#### [Goal]
Repeat exactly and only the lines from the line containing "Output the component" through the line containing "w-[83px] border-2 border-[#c4c4c0]", both included.

────

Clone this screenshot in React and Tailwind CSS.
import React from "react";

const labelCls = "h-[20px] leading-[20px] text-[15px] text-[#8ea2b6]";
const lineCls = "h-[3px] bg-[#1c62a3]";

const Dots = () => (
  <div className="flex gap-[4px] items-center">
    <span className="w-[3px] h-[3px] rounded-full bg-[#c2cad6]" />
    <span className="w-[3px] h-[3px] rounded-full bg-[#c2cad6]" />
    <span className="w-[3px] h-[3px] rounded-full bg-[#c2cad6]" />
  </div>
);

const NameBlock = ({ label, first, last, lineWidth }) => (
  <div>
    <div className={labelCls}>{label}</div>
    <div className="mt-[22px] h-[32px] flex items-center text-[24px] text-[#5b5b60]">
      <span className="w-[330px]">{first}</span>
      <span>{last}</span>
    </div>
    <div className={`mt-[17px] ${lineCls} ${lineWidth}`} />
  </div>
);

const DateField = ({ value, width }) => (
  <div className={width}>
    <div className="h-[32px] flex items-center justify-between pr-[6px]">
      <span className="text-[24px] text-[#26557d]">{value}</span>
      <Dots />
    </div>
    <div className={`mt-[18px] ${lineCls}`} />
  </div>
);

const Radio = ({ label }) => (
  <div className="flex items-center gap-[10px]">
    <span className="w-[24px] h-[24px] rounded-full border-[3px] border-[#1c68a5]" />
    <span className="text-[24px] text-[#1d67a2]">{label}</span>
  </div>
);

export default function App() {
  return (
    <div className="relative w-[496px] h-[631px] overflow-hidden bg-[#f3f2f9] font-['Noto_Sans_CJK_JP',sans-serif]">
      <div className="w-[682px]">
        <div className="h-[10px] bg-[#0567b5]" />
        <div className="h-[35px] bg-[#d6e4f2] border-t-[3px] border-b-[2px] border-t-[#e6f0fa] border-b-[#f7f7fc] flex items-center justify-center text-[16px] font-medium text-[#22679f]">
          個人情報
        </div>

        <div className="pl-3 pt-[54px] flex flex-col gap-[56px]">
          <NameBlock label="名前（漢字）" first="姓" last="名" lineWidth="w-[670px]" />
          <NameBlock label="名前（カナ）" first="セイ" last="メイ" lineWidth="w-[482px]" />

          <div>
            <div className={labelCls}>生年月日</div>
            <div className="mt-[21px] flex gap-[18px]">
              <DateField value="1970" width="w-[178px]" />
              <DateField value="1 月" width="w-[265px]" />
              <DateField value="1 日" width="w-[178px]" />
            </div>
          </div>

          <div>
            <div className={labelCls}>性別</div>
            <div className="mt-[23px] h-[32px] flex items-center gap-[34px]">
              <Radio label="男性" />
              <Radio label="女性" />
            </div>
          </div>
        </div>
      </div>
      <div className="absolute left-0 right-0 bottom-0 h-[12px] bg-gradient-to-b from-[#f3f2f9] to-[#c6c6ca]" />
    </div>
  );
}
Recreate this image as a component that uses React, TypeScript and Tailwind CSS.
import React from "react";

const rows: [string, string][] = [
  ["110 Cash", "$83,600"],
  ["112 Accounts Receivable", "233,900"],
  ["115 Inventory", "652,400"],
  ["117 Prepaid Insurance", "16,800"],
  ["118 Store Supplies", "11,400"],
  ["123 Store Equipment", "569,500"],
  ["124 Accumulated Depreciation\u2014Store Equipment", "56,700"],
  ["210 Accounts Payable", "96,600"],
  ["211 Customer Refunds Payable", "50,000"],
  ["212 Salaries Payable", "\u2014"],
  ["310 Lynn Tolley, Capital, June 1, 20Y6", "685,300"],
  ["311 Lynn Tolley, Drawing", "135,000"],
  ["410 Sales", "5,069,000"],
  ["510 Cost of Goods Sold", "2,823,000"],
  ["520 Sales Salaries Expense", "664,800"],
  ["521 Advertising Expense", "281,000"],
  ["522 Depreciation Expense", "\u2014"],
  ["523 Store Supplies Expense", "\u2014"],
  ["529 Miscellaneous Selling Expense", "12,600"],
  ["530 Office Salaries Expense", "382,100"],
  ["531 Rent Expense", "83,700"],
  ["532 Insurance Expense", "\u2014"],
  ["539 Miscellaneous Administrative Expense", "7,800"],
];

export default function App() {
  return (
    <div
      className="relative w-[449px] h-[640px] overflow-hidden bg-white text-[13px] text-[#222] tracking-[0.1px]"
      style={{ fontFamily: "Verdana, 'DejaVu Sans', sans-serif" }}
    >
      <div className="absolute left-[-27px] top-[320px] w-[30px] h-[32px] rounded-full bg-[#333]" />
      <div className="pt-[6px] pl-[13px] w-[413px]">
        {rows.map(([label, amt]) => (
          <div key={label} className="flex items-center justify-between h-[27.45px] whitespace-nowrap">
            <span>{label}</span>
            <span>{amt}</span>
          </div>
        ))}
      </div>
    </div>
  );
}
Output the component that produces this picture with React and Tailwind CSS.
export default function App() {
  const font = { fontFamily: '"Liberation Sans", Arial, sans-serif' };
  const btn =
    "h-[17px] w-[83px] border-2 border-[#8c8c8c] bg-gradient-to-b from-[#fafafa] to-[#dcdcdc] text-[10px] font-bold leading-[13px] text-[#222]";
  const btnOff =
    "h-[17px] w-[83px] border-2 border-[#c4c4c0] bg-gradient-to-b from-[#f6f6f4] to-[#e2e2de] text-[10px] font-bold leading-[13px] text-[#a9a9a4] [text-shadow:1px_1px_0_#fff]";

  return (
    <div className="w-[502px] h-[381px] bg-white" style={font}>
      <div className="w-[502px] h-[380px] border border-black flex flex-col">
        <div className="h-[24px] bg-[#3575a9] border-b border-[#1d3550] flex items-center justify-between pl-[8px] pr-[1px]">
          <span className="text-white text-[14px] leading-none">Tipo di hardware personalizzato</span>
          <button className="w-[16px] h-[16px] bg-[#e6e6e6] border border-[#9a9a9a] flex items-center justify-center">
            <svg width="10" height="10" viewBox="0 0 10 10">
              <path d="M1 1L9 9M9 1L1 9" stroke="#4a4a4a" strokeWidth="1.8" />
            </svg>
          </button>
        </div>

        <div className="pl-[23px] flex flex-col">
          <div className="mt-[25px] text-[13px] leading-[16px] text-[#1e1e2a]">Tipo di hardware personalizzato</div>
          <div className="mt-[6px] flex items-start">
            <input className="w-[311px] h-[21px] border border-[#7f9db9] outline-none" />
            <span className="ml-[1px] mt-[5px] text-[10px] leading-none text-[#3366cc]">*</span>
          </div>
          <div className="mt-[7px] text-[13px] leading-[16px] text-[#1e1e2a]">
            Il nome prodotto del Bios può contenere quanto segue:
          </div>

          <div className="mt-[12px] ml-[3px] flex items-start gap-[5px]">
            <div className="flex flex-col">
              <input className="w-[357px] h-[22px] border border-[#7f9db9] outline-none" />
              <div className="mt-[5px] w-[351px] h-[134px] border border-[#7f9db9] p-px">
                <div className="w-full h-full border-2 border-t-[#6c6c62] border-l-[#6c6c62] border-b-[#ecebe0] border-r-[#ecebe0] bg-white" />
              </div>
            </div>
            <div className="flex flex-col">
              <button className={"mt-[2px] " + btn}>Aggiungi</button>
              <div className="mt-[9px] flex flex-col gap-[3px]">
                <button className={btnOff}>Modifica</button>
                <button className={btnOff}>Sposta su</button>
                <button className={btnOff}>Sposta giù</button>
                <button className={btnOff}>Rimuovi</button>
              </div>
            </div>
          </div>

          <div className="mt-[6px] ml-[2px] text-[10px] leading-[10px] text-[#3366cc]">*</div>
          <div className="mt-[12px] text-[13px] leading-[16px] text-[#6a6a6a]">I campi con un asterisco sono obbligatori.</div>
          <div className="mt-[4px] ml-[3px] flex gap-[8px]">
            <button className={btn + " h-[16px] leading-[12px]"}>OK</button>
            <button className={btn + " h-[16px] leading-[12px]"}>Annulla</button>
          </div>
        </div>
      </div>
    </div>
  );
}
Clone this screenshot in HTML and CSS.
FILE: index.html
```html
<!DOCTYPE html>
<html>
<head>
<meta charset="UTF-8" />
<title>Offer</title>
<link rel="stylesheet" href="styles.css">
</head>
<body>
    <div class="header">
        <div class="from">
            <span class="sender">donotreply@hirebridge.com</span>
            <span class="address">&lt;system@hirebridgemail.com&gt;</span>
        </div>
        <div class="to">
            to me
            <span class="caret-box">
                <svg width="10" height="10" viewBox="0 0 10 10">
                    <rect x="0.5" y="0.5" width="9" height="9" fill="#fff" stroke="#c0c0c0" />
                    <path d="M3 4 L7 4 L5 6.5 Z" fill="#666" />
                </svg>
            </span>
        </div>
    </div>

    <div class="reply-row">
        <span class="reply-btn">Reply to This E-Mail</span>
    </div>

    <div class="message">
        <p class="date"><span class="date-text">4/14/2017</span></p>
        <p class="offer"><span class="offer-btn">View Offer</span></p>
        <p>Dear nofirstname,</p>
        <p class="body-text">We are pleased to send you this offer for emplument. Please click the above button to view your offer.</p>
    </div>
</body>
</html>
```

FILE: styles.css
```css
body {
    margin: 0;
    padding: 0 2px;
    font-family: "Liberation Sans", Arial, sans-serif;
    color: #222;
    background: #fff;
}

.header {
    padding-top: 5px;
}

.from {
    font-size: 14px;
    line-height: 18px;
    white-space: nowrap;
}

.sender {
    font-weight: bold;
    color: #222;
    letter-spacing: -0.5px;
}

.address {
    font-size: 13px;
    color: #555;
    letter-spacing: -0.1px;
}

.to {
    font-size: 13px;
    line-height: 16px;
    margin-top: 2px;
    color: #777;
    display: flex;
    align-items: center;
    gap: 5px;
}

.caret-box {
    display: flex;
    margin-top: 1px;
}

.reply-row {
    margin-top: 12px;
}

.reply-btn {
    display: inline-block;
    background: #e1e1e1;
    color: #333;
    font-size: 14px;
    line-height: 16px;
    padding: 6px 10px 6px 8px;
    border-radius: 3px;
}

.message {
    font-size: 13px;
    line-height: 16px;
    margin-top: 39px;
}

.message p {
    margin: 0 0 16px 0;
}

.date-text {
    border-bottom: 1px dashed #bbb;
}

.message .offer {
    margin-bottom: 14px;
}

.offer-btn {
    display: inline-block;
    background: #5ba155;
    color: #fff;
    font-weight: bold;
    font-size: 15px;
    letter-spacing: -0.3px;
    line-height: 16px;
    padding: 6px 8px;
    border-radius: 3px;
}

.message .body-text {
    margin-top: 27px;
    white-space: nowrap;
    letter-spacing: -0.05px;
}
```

────

#### [Result for this exercise]
Output the component that produces this picture with React and Tailwind CSS.
export default function App() {
  const font = { fontFamily: '"Liberation Sans", Arial, sans-serif' };
  const btn =
    "h-[17px] w-[83px] border-2 border-[#8c8c8c] bg-gradient-to-b from-[#fafafa] to-[#dcdcdc] text-[10px] font-bold leading-[13px] text-[#222]";
  const btnOff =
    "h-[17px] w-[83px] border-2 border-[#c4c4c0] bg-gradient-to-b from-[#f6f6f4] to-[#e2e2de] text-[10px] font-bold leading-[13px] text-[#a9a9a4] [text-shadow:1px_1px_0_#fff]";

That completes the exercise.